Tistou - - 68 ans - 7 juillet 2015


une bulle dans l'horreur du monde 7 étoiles

Court récit d’Hubert Mingarelli publié dans une collection pour ados, page blanche chez Gallimard (avant la parution en folio junior). C’est une histoire étrange que celle d’Elie, jeune garçon (si je n’avais pas lu la 4ème de couv, je peinerais à croire qu’il a 11 ans, je lui en aurais donné plutôt 16) qui campe jour et nuit dans le cimetière du ghetto de Varsovie. A l’extérieur, la police allemande mitraille et rafle les juifs. Elie passe son temps à sommeiller, à rêver, et à parler à Joseph Cytrin, le vieux là, enterré sous la tombe contre laquelle il se réfugie. Jusqu’à ce qu’il fasse la connaissance de Gad, un szmugler qui vit de marché noir au péril de sa vie lorsqu’il sort et regagne le ghetto.

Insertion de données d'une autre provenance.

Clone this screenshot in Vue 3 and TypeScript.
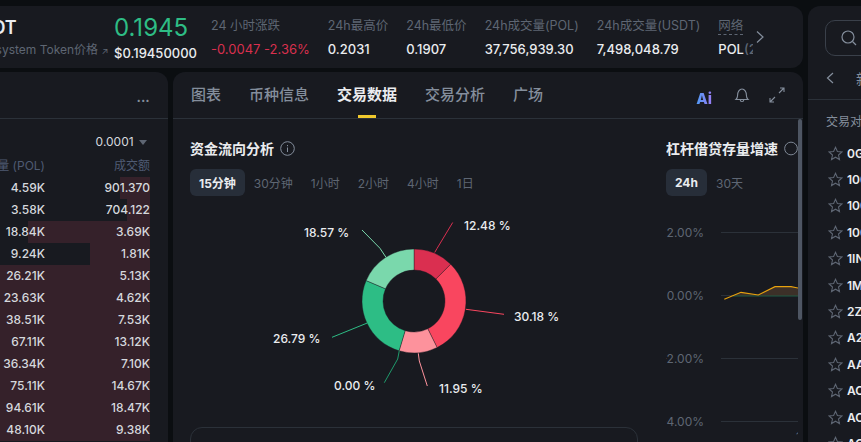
<template>
  <div class="viewport">
    <div class="page">
      <header class="ticker">
        <div class="title">
          <div class="symbol">POL/USDT</div>
          <div class="token">Polygon Ecosystem Token价格 <span class="arrow">↗</span></div>
        </div>
        <div class="price">
          <div class="last">0.1945</div>
          <div class="usd">$0.19450000</div>
        </div>
        <div class="stats">
          <div v-for="s in stats" :key="s.label" class="stat">
            <div class="stat-label" :class="{ dashed: s.dashed }">{{ s.label }}</div>
            <div class="stat-value" :class="{ down: s.down }">
              {{ s.value }}<span v-if="s.extra" class="muted"> {{ s.extra }}</span>
            </div>
          </div>
        </div>
        <svg class="next" width="10" height="14" viewBox="0 0 10 14" fill="none">
          <path d="M2 1.5 8 7l-6 5.5" stroke="#848e9c" stroke-width="1.2" />
        </svg>
      </header>

      <aside class="book">
        <div class="book-head"><span class="dots">•••</span></div>
        <div class="book-step">0.0001 <i class="caret"></i></div>
        <div class="book-cols">
          <span class="qty">数量 (POL)</span>
          <span class="amount">成交额</span>
        </div>
        <div v-for="r in trades" :key="r.qty" class="trade">
          <i class="depth" :style="{ width: r.depth + 'px' }"></i>
          <span class="qty">{{ r.qty }}</span>
          <span class="amount">{{ r.amount }}</span>
        </div>
      </aside>

      <main class="main">
        <nav class="tabs">
          <a v-for="t in tabs" :key="t" class="tab" :class="{ active: t === '交易数据' }">{{ t }}</a>
          <div class="tools">
            <span class="ai">Ai</span>
            <svg width="18" height="18" viewBox="0 0 18 18" fill="none" stroke="#848e9c" stroke-width="1.1">
              <path d="M3 13.5c1.2-1 1.6-2 1.6-4.2C4.600 6 6.400 3 9 3s4.400 3 4.400 6.300c0 2.200.4 3.200 1.600 4.200z" />
              <path d="M7.200 13.800c0 2.300 3.600 2.300 3.600 0" />
            </svg>
            <svg width="18" height="18" viewBox="0 0 18 18" fill="none" stroke="#848e9c" stroke-width="1.1">
              <path d="M2 16 7 11M2 12v4h4M16 2l-5 5M12 2h4v4" />
            </svg>
          </div>
        </nav>
        <div class="content">
          <section class="flow">
            <h3 class="heading">
              资金流向分析
              <svg width="15" height="15" viewBox="0 0 15 15" fill="none" stroke="#848e9c">
                <circle cx="7.500" cy="7.500" r="6.800" />
                <path d="M7.500 6.500v4.500M7.500 4v1.200" />
              </svg>
            </h3>
            <div class="periods">
              <button v-for="(p, i) in periods" :key="p" class="period" :class="{ on: i === 0 }">{{ p }}</button>
            </div>
            <svg class="donut" viewBox="190 205 448 222">
              <path v-for="s in slices" :key="s.color" :d="s.d" :fill="s.color" stroke="#181a20" stroke-width="0.4" />
              <polyline
                v-for="l in leaders"
                :key="l.text"
                :points="l.points"
                :stroke="l.color"
                fill="none"
                stroke-width="1"
              />
              <text v-for="l in leaders" :key="l.text + 't'" class="pct" :x="l.x" :y="l.y">{{ l.text }}</text>
            </svg>
            <div class="box"></div>
          </section>
          <section class="margin">
            <h3 class="heading nowrap">
              杠杆借贷存量增速
              <svg width="15" height="15" viewBox="0 0 15 15" fill="none" stroke="#848e9c">
                <circle cx="7.500" cy="7.500" r="6.800" />
              </svg>
            </h3>
            <div class="periods">
              <button class="period on">24h</button>
              <button class="period">30天</button>
            </div>
            <svg class="line" viewBox="665 205 132 240">
              <g v-for="g in grid" :key="g.label">
                <line x1="720" x2="797" :y1="g.y" :y2="g.y" stroke="#2b3139" />
                <text class="axis" x="703" :y="g.y + 4" text-anchor="end">{{ g.label }}</text>
              </g>
              <path d="M731 296 740 292.300 757.300 295 774 286.700 790 286.700 797 288V296z" fill="#3c3028" />
              <line x1="732" x2="797" y1="296" y2="296" stroke="#1f5a45" />
              <polyline points="723.300,299.300 740,292.300 757.300,295 774,286.700 790,286.700 797,288" fill="none" stroke="#e8a20e" stroke-width="1.200" />
              <text class="axis" x="795" y="441">1</text>
            </svg>
          </section>
        </div>
        <i class="scroll"></i>
      </main>

      <aside class="market">
        <div class="search">
          <svg width="18" height="18" viewBox="0 0 18 18" fill="none" stroke="#848e9c" stroke-width="1.200">
            <circle cx="8" cy="8" r="6" />
            <path d="m12.500 12.500 3.500 3.500" />
          </svg>
          <span>搜索</span>
        </div>
        <div class="crumbs">
          <svg width="8" height="12" viewBox="0 0 8 12" fill="none" stroke="#848e9c" stroke-width="1.200">
            <path d="M7 1 1.500 6 7 11" />
          </svg>
          <span>新币榜</span>
        </div>
        <div class="pair-head">交易对</div>
        <div v-for="p in pairs" :key="p" class="pair">
          <svg width="15" height="15" viewBox="0 0 24 24" fill="none" stroke="#5e6673" stroke-width="1.700">
            <path d="m12 2 3 6.800 7.300.7-5.500 4.900 1.600 7.300-6.400-3.800-6.400 3.800 1.600-7.300L1.700 9.500 9 8.800z" />
          </svg>
          <span>{{ p }}</span>
        </div>
      </aside>
    </div>
  </div>
</template>

<script setup lang="ts">
import { computed } from 'vue'

const stats = [
  { label: '24 小时涨跌', value: '-0.0047 -2.36%', down: true },
  { label: '24h最高价', value: '0.2031' },
  { label: '24h最低价', value: '0.1907' },
  { label: '24h成交量(POL)', value: '37,756,939.30' },
  { label: '24h成交量(USDT)', value: '7,498,048.79' },
  { label: '网络', value: 'POL', extra: '(2 链)', dashed: true },
]

const trades = [
  { qty: '4.59K', amount: '901.370', depth: 30 },
  { qty: '3.58K', amount: '704.122', depth: 23 },
  { qty: '18.84K', amount: '3.69K', depth: 122 },
  { qty: '9.24K', amount: '1.81K', depth: 60 },
  { qty: '26.21K', amount: '5.13K', depth: 180 },
  { qty: '23.63K', amount: '4.62K', depth: 180 },
  { qty: '38.51K', amount: '7.53K', depth: 180 },
  { qty: '67.11K', amount: '13.12K', depth: 180 },
  { qty: '36.34K', amount: '7.10K', depth: 180 },
  { qty: '75.11K', amount: '14.67K', depth: 180 },
  { qty: '94.61K', amount: '18.47K', depth: 180 },
  { qty: '48.10K', amount: '9.38K', depth: 180 },
]

const tabs = ['图表', '币种信息', '交易数据', '交易分析', '广场']
const periods = ['15分钟', '30分钟', '1小时', '2小时', '4小时', '1日']

const flows = [
  { pct: 12.48, color: '#da2f50' },
  { pct: 30.18, color: '#f9465f' },
  { pct: 11.95, color: '#fd929c' },
  { pct: 26.79, color: '#2dbd85' },
  { pct: 18.57, color: '#7ad8ac' },
]

const slices = computed(() => {
  const cx = 414
  const cy = 301
  const outer = 52
  const inner = 31
  let start = 0
  const at = (r: number, a: number) => `${cx + r * Math.sin(a)} ${cy - r * Math.cos(a)}`
  return flows.map((f) => {
    const from = (start / 100) * Math.PI * 2
    start += f.pct * (100 / 99.97)
    const to = (start / 100) * Math.PI * 2
    const large = to - from > Math.PI ? 1 : 0
    return {
      color: f.color,
      d: `M${at(outer, from)}A${outer} ${outer} 0 ${large} 1 ${at(outer, to)}L${at(inner, to)}A${inner} ${inner} 0 ${large} 0 ${at(inner, from)}Z`,
    }
  })
})

const leaders = [
  { text: '12.48 %', x: 464, y: 230, color: '#da2f50', points: '434.700,252.500 437,248.500 452.700,222.500' },
  { text: '30.18 %', x: 514, y: 321, color: '#f9465f', points: '466,309.300 504,314.300' },
  { text: '11.95 %', x: 439, y: 393, color: '#fd929c', points: '418.300,353.300 419.300,361 427.300,386' },
  { text: '0.00 %', x: 334, y: 390, color: '#1f9a6c', points: '399.300,350.700 397.700,359 384.300,382.700' },
  { text: '26.79 %', x: 273, y: 343, color: '#2dbd85', points: '367.300,323 332,337.300' },
  { text: '18.57 %', x: 304, y: 237, color: '#7ad8ac', points: '386,257.300 380,248.300 362,230' },
]

const grid = [
  { label: '2.00%', y: 232.500 },
  { label: '0.00%', y: 295.500 },
  { label: '-2.00%', y: 358.500 },
  { label: '-4.00%', y: 421.500 },
]

const pairs = [
  '0G/USDT',
  '1000CAT/USDT',
  '1000CHEEMS/USDT',
  '1000SATS/USDT',
  '1INCH/USDT',
  '1MBABYDOGE/USDT',
  '2Z/USDT',
  'A2Z/USDT',
  'AAVE/USDT',
  'ACA/USDT',
  'ACE/USDT',
  'ACH/USDT',
]
</script>

<style>
html,
body {
  margin: 0;
  overflow: hidden;
  background: #0b0e11;
}
</style>

<style scoped>
.viewport {
  width: 861px;
  height: 442px;
  overflow: hidden;
  font-family: Inter, 'Noto Sans CJK SC', sans-serif;
  color: #eaecef;
}

.page {
  display: grid;
  grid-template-columns: 400px 630px 300px;
  grid-template-rows: 62px 1fr;
  gap: 4px 5px;
  width: 1340px;
  height: 436px;
  margin-left: -232px;
  padding-top: 6px;
}

.ticker {
  grid-column: 1 / 3;
  display: flex;
  align-items: center;
  background: #181a20;
  border-radius: 12px;
  padding-left: 157px;
}

.title {
  width: 189px;
  flex: none;
}

.symbol {
  font-size: 18px;
  font-weight: 600;
  line-height: 24px;
}

.token {
  margin-top: 2px;
  font-size: 12px;
  line-height: 16px;
  color: #5e6673;
  white-space: nowrap;
}

.arrow {
  font-size: 9px;
}

.price {
  flex: none;
  width: 97px;
}

.last {
  font-size: 24px;
  line-height: 28px;
  color: #2ebd85;
}

.usd {
  margin-top: 3px;
  font-size: 13px;
  font-weight: 500;
  line-height: 16px;
  white-space: nowrap;
}

.stats {
  display: flex;
  gap: 18px;
  width: 542px;
  overflow: hidden;
  white-space: nowrap;
}

.stat-label {
  font-size: 12.500px;
  line-height: 18px;
  color: #5e6673;
}

.stat-label.dashed {
  width: max-content;
  border-bottom: 1px dashed #5e6673;
  line-height: 17px;
}

.stat-value {
  margin-top: 6px;
  font-size: 13px;
  font-weight: 500;
  line-height: 16px;
}

.stat-value.down {
  color: #d9304e;
  font-weight: 400;
}

.muted {
  color: #5e6673;
}

.next {
  margin-left: 2px;
}

.book {
  background: #181a20;
  border-radius: 12px 12px 0 0;
  padding-right: 18px;
  overflow: hidden;
}

.book-head {
  height: 46px;
  margin-right: -18px;
  padding-right: 18px;
  border-bottom: 1px solid #2b3139;
  text-align: right;
  line-height: 50px;
}

.dots {
  color: #848e9c;
  font-size: 7px;
  letter-spacing: 0.5px;
}

.book-step {
  margin-top: 14px;
  padding-right: 3px;
  font-size: 12px;
  line-height: 18px;
  text-align: right;
  color: #d5d8dd;
}

.caret {
  display: inline-block;
  margin: 0 0 1px 2px;
  border: 4px solid transparent;
  border-top: 5px solid #5e6673;
  border-bottom: 0;
}

.book-cols {
  display: flex;
  justify-content: flex-end;
  margin-top: 4px;
  height: 22px;
  font-size: 12px;
  line-height: 22px;
  color: #4f5b73;
}

.trade {
  position: relative;
  display: flex;
  justify-content: flex-end;
  height: 22px;
  font-size: 12px;
  font-weight: 500;
  line-height: 22px;
  color: #d5d8dd;
}

.depth {
  position: absolute;
  top: 0;
  right: 0;
  bottom: 0;
  background: #35212a;
}

.qty {
  position: relative;
  width: 90px;
  text-align: right;
  white-space: nowrap;
}

.amount {
  position: relative;
  width: 105px;
  text-align: right;
}

.main {
  position: relative;
  background: #181a20;
  border-radius: 12px 12px 0 0;
  overflow: hidden;
}

.tabs {
  display: flex;
  align-items: center;
  gap: 28px;
  height: 46px;
  padding-left: 18px;
  border-bottom: 1px solid #2b3139;
}

.tab {
  position: relative;
  font-size: 15px;
  font-weight: 500;
  line-height: 46px;
  color: #848e9c;
}

.tab.active {
  color: #eaecef;
  font-weight: 700;
}

.tab.active::after {
  content: '';
  position: absolute;
  left: 21px;
  bottom: 0;
  width: 18px;
  height: 3px;
  background: #f0c92d;
}

.tools {
  display: flex;
  align-items: center;
  gap: 17px;
  margin-left: auto;
  padding-right: 17px;
}

.ai {
  font-size: 15px;
  font-weight: 800;
  margin-top: 6px;
  margin-right: 4px;
  background: linear-gradient(90deg, #4d9bf5, #9a7cf5);
  -webkit-background-clip: text;
  background-clip: text;
  color: transparent;
}

.content {
  display: flex;
  padding-left: 17px;
}

.flow {
  flex: none;
  width: 476px;
}

.margin {
  width: 132px;
  overflow: hidden;
}

.heading {
  display: flex;
  align-items: center;
  gap: 6px;
  margin: 18px 0 0;
  height: 22px;
  font-size: 14px;
  font-weight: 700;
  white-space: nowrap;
}

.periods {
  display: flex;
  margin-top: 10px;
}

.period {
  height: 27px;
  padding: 0 9px;
  border: 0;
  border-radius: 6px;
  background: transparent;
  font: inherit;
  font-size: 12px;
  color: #5e6673;
  white-space: nowrap;
}

.period.on {
  background: #272e39;
  color: #eaecef;
  font-weight: 700;
}

.donut {
  display: block;
  width: 448px;
  height: 222px;
  margin-top: 9px;
}

.pct {
  font-size: 12px;
  font-weight: 500;
  fill: #eaecef;
}

.box {
  width: 448px;
  height: 60px;
  border: 1px solid #2b3139;
  border-radius: 12px;
  box-sizing: border-box;
}

.line {
  display: block;
  width: 132px;
  height: 240px;
  margin-top: 9px;
}

.axis {
  font-size: 12px;
  fill: #5e6673;
}

.scroll {
  position: absolute;
  top: 47px;
  right: 1px;
  width: 4px;
  height: 201px;
  border-radius: 2px;
  background: #4e5663;
}

.market {
  grid-column: 3;
  grid-row: 1 / 3;
  background: #181a20;
  border-radius: 12px 0 0 0;
  overflow: hidden;
  white-space: nowrap;
}

.search {
  display: flex;
  align-items: center;
  gap: 8px;
  height: 34px;
  margin: 14px 12px 0 17px;
  padding-left: 14px;
  border: 1px solid #3a404a;
  border-radius: 10px;
  font-size: 13px;
  color: #5e6673;
}

.crumbs {
  display: flex;
  align-items: center;
  gap: 22px;
  height: 43px;
  padding-left: 18px;
  border-bottom: 1px solid #2b3139;
  font-size: 14px;
  color: #848e9c;
}

.pair-head {
  padding: 13px 0 0 18px;
  height: 27px;
  font-size: 12px;
  line-height: 18px;
  color: #848e9c;
}

.pair {
  display: flex;
  align-items: center;
  gap: 4px;
  height: 26.400px;
  padding-left: 20px;
  font-size: 12px;
  font-weight: 600;
}
</style>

Une amitié parfois malmenée va naître entre les deux garçons réfugiés dans cet endroit étonnamment calme, alors que règne la fureur et l’horreur partout autour. C’est ce qui frappe dans ce récit de Mingarelli : une paix et des rêves d’ados, comme une bulle de douceur dans un univers tragique. Elie écrit des poèmes dans sa tête et promet à Gad qu’ensemble ils habiteront Paris, sous une verrière, pour voir partout la lumière. Réaliseront-ils leur rêve ?
Encore un roman dit pour ados que je trouve dur et triste, mais qui s’attache à relater une part réelle et sombre de l’Histoire et tout en réussissant à y glisser une étincelle de beauté.